The measure, proposed by Councilmember John Duran, was approved by the Council in a four-to one-vote, with Mayor Lindsey Horvath voting no. The Council also voted last night to appropriate $200,000 to hire consultants to organize and implement a lobbying effort to build support for a light-rail extension to WeHo.
The city has been pushing for such an extension for years. In 2010 it hired a lobbyist to try to convince the MTA to add a WeHo spur to the planned extension of the Purple Line. Two options the MTA considered in its Purple Line expansion study included an extension of the Red Line from the Purple Line’s Hollywood/Highland station into or near West Hollywood. That extension would run under Santa Monica Boulevard with stops at La Brea, Fairfax and San Vicente and a station near the Beverly Center. The MTA decided both of those options would cost more than it would receive from a half-cent increase in the L.A. County sales implemented in 2009 to fund the Metro expansion. The consultant hired by the city would organize local businesses and residents and civic and government leaders to press the MTA to consider connecting the Metro Red Line to West Hollywood and as well as its Crenshaw/LAX northern extension, which would provide easy access to the airport.
The first section of the Purple Line extension already is under construction, funded by a half-cent increase in the sales tax approved by voters in 2008 along with federal grants and loans. Now Metro must find funding for the final two sections of the project. In October, Gov. Jerry Brown signed legislation that will allow the MTA to put a measure on the ballot that would raise the overall sales tax in L.A. County, now 9%, to 9.5%, with the additional revenue going to fund its expansion plans. Because of the nature of the measure, it would require a two-thirds vote to pass.
Duran noted that the State of California has an overall cap of 10% on sales taxes. Of that, 7.5% goes to the state and 1.5% goes to the County of Los Angeles, with some portion of that revenue used to fund local programs. If West Hollywood residents were to approve an increase in the sales tax rate, pushing it closer to the 10% limit, the MTA would be limited in the sales tax increase it could seek to fund its rail expansion programs. Thus, Duran reasoned, it would be more likely to negotiate with West Hollywood to receive some of its tax increase revenue and extend its line into WeHo.
“This is the window of opportunity, and it will close,” Duran said. “Either we will be in it or we will be out of it.” Duran also noted that the money raised by the tax increase could be used for other purposes if the city is unable to strike a deal with the MTA. For example, said Councilmember John D’Amico, it could be used to fund affordable housing.
John Leonard, the city’s head of revenue management, said a sales tax increase of .25% would generate about $4 million in revenue for West Hollywood in its first year.

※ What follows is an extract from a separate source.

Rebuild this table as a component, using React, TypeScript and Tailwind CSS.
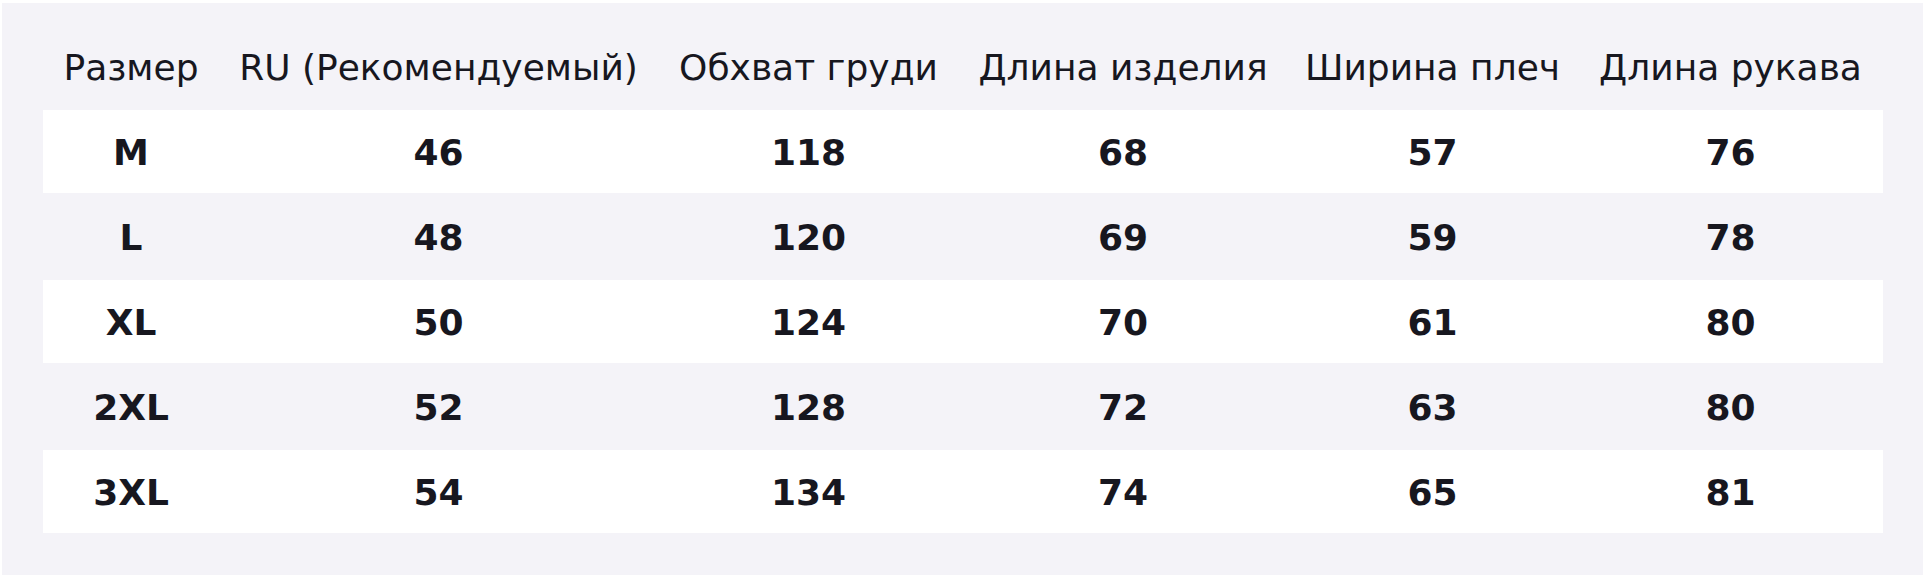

Sales revenue in the city typically grows 4% a year, and a city staff report said that means such an increase could generate $175 million over 30 years.
The Council voted in June to support Metro placing its sales tax increase measure on the ballot next year, likely during the November general election. If West Hollywood were to put a measure before voters before that, it would have to get the support of at least two-thirds of them for it to pass.
Horvath said she couldn’t support Duran’s proposal because she feared it would be seen negatively by the county officials with whom the city is trying to negotiate for support for a Metro extension into WeHo. “I think this presents challenges to building relationships,” she said.